LG Osnabrück zum Schmerzensgeld nach Verlust des Kindes

Entschädigung für tragischen Verlust

Endet ein Strafverfahren mit einer Verurteilung, können Betroffene und Hinterbliebene anschließend im Zivilverfahren ihre Ansprüche geltend machen. Vor dem Landgericht Osnabrück erhob eine Mutter Klage und forderte vom Beklagten eine angemessene Entschädigung für den tragischen Verlust ihres Kindes.

Was war passiert?

Der Lebensgefährte der Klägerin sollte im August 2017 während ihrer Abwesenheit auf ihre beiden Kinder aufpassen. Er schüttelte den Säugling dabei so stark, dass das Kind einige Tage später an seinen Gehirnverletzungen starb. Das Landgericht Osnabrück verurteilte ihn daraufhin wegen Körperverletzung mit Todesfolge (§ 227 StGB) zu einer Freiheitsstrafe von 8 Jahren.

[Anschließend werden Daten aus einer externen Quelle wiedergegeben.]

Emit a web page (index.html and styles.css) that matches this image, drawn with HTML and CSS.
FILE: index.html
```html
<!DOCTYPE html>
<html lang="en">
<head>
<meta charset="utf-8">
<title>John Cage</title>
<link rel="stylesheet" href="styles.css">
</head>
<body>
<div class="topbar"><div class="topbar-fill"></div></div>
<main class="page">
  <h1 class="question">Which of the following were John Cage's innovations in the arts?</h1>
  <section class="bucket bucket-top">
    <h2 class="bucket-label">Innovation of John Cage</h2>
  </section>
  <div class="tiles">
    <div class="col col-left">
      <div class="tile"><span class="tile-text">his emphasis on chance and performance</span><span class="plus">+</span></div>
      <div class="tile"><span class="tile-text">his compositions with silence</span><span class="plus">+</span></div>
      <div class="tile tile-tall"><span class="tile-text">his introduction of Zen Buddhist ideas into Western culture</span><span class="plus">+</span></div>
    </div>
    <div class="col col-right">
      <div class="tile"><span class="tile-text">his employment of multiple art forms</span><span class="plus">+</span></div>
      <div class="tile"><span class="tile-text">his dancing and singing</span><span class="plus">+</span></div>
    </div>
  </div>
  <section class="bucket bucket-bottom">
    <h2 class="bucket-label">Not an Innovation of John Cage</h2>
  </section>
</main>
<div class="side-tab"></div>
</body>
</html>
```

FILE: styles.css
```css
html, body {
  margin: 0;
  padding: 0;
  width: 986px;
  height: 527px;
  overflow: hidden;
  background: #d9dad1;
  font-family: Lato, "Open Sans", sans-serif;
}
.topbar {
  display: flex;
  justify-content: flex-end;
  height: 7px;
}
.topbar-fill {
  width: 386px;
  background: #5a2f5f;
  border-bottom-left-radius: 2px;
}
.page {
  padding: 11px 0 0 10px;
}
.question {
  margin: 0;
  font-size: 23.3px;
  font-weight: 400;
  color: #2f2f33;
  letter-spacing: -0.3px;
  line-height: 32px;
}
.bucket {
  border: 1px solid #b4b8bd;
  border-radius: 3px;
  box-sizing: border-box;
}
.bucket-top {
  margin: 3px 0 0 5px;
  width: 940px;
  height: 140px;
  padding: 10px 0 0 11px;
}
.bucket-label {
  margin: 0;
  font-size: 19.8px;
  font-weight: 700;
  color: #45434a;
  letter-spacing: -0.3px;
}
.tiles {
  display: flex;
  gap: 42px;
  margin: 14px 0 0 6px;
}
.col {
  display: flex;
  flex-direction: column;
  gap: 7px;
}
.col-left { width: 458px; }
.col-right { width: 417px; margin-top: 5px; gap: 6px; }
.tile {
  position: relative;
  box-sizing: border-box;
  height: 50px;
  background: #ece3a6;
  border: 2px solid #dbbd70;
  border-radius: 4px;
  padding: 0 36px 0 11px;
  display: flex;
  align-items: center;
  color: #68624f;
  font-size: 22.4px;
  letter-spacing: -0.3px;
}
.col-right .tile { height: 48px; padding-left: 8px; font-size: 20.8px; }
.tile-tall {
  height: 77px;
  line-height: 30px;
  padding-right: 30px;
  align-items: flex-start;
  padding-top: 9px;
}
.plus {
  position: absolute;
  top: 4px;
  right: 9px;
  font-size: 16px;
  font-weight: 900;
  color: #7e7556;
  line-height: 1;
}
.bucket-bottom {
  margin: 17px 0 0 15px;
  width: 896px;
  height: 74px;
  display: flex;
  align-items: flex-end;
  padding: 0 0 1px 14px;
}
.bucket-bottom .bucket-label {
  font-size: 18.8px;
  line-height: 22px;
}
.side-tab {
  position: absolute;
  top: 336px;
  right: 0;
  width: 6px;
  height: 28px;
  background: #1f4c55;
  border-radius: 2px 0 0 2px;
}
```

Die Mutter des Kindes nahm den Beklagten anschließend auf Schadensersatz, Schmerzensgeld und Hinterbliebenengeld in Anspruch.

Schockschäden

Ein Schmerzensgeldanspruch kann sich grundsätzlich aus §§ 823 Abs.1, 253 Abs. 2 BGB ergeben. Voraussetzung dafür ist zunächst die Verletzung eines Rechtsgutes. Nach ständiger Rechtsprechung können auch psychische Störungen von Krankheitswert eine Gesundheitsverletzung i.S.d. § 823 I BGB darstellen. Nach früherer Rechtsprechung schränkten die Gerichte diese sogenannten “Schockschäden” allerdings ein. Eine Gesundheitsverletzung wurde nur in den Fällen bejaht, in denen sie “pathologisch fassbar war und über die gesundheitlichen Beeinträchtigungen hinausging, denen Betroffene beim Tod oder einer schweren Verletzung eines nahen Angehörigen in der Regel ausgesetzt sind”. An dieser Einschränkung halten die Gerichte nicht mehr fest.

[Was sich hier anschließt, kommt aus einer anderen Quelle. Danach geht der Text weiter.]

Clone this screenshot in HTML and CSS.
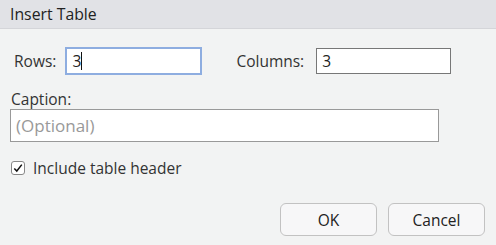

Nach aktueller Rechtsprechung muss die Gesundheitsverletzung nur noch pathologisch fassbar sein, ein besonderes Ausmaß der gesundheitlichen Beeinträchtigungen ist nicht mehr notwendig. Ein Sachverständiger diagnostizierte der Klägerin eine posttraumatische Belastungsstörung. Somit bestünde eine psychische Beeinträchtigung mit Krankheitswert. Das Landgericht sprach ihr ein Schmerzensgeld in Höhe von 25.000 Euro zu.

Weitere Schadensersatzansprüche

Das 13-monate alte Kind fiel erst nach der Aufnahme ins Krankenhaus ins Koma. Es habe die Tat und die Folgen somit zumindest für eine gewisse Zeit erlebt. Ihm würde daher ein Schadensersatzanspruch zustehen, der auf die Mutter als Erbin durch Universalsukzession übergeht, §1922 BGB. Dieser Anspruch beläuft sich auf 10.000 Euro.

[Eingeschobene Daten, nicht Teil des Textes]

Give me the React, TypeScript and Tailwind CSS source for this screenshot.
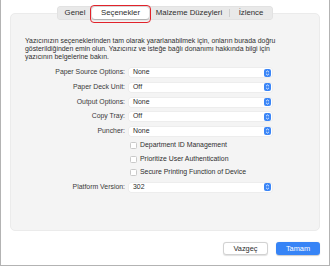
import React from "react";

const rows = [
  { label: "Paper Source Options:", value: "None" },
  { label: "Paper Deck Unit:", value: "Off" },
  { label: "Output Options:", value: "None" },
  { label: "Copy Tray:", value: "Off" },
  { label: "Puncher:", value: "None" },
];

const checks = [
  "Department ID Management",
  "Prioritize User Authentication",
  "Secure Printing Function of Device",
];

function Stepper() {
  return (
    <span className="flex h-[8px] w-[7px] items-center justify-center rounded-[2px] bg-[#3b86f7]">
      <svg width="5" height="6" viewBox="0 0 5 6" fill="none">
        <path d="M1 2.2 L2.5 0.9 L4 2.2" stroke="white" strokeWidth="0.8" />
        <path d="M1 3.8 L2.5 5.1 L4 3.8" stroke="white" strokeWidth="0.8" />
      </svg>
    </span>
  );
}

function Field({ value }: { value: string }) {
  return (
    <div className="flex h-[9px] w-[143px] items-center justify-between rounded-[2px] bg-white pl-[4px] pr-[1px] shadow-[0_0_0_0.5px_rgba(0,0,0,0.06)]">
      <span className="text-[6.9px] leading-none text-[#2b2b2b]">{value}</span>
      <Stepper />
    </div>
  );
}

function Row({ label, children, h }: { label: string; children: React.ReactNode; h: string }) {
  return (
    <div className={`flex items-center ${h}`}>
      <div className="w-[118px] pr-[4px] text-right text-[6.9px] leading-none text-[#3a3a3a]">
        {label}
      </div>
      {children}
    </div>
  );
}

export default function App() {
  return (
    <div className="relative h-[266px] w-[330px] border-x border-b border-[#b3b3b3] bg-white font-['Liberation_Sans',Arial,sans-serif]">
      {/* Tabs */}
      <div className="flex justify-center pt-[6px]">
        <div className="relative z-10 flex h-[14px] items-center rounded-[4px] bg-[#e9e9e9] p-[1px] text-[7.8px] leading-none text-[#2e2e2e] shadow-[inset_0_0_0_0.5px_rgba(0,0,0,0.06)]">
          <div className="flex h-full w-[34px] items-center justify-center">Genel</div>
          <div className="relative flex h-full w-[57px] items-center justify-center rounded-[3px] bg-white shadow-[0_0.5px_1.5px_rgba(0,0,0,0.25)]">
            Seçenekler
            <span className="absolute -left-[2px] -top-[2px] h-[18px] w-[61px] rounded-[4px] border-[1.5px] border-[#e1232b]" />
          </div>
          <div className="flex h-full w-[80px] items-center justify-center">Malzeme Düzeyleri</div>
          <div className="h-[8px] w-px bg-[#cfcfcf]" />
          <div className="flex h-full w-[42px] items-center justify-center">İzlence</div>
        </div>
      </div>

      {/* Panel */}
      <div className="mx-[9px] -mt-[7px] h-[218px] rounded-[5px] border border-[#ebebeb] bg-[#f4f4f4] pt-[23px]">
        <p className="pl-[14px] text-[6.9px] leading-[7.8px] text-[#2f2f2f]">
          Yazıcınızın seçeneklerinden tam olarak yararlanabilmek için, onların burada doğru
          <br />
          gösterildiğinden emin olun. Yazıcınız ve isteğe bağlı donanımı hakkında bilgi için
          <br />
          yazıcının belgelerine bakın.
        </p>

        <div className="mt-[5px] flex flex-col">
          {rows.map((r) => (
            <Row key={r.label} label={r.label} h="h-[14.7px]">
              <Field value={r.value} />
            </Row>
          ))}
          {checks.map((c) => (
            <Row key={c} label="" h="h-[13.6px]">
              <div className="flex items-center gap-[3px] pl-[1px]">
                <span className="h-[7px] w-[7px] rounded-[1.5px] border border-[#c9c9c9] bg-white" />
                <span className="text-[6.9px] leading-none text-[#2f2f2f]">{c}</span>
              </div>
            </Row>
          ))}
          <Row label="Platform Version:" h="h-[15px]">
            <Field value="302" />
          </Row>
        </div>
      </div>

      {/* Buttons */}
      <div className="mt-[11px] flex justify-end gap-[8px] pr-[9px]">
        <button className="flex h-[13px] w-[45px] items-center justify-center rounded-[3px] border border-[#d2d2d2] bg-white text-[7.4px] leading-none text-[#2b2b2b] shadow-[0_0.5px_1px_rgba(0,0,0,0.12)]">
          Vazgeç
        </button>
        <button className="flex h-[13px] w-[44px] items-center justify-center rounded-[3px] bg-[#3784f6] text-[7.4px] leading-none text-white shadow-[0_0.5px_1px_rgba(0,0,0,0.2)]">
          Tamam
        </button>
      </div>
    </div>
  );
}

Das Gericht stellte außerdem fest, dass der Klägerin auch zukünftig ein Haftungsanspruch gegen den Beklagten zustehe. Es sei nicht ausgeschlossen, dass ihre gesundheitlichen Beeinträchtigungen blieben oder sich verschlechtern.

Das Landgericht untersuchte schließlich, ob der Klägerin ein Anspruch aus § 844 Abs. 3 BGB zustehe, verneinte dies aber. Der Anspruch auf Hinterbliebenengeld entfalte nur eine Art Auffangwirkung, sofern die Gesundheitsschädigung nicht pathologisch sei. Dieser Anspruch sei demnach im Anspruch auf Schmerzensgeld enthalten. Insgesamt sprach das Gericht der Klägerin einen Schmerzensgeldanspruch in Höhe von 35.000 Euro zu.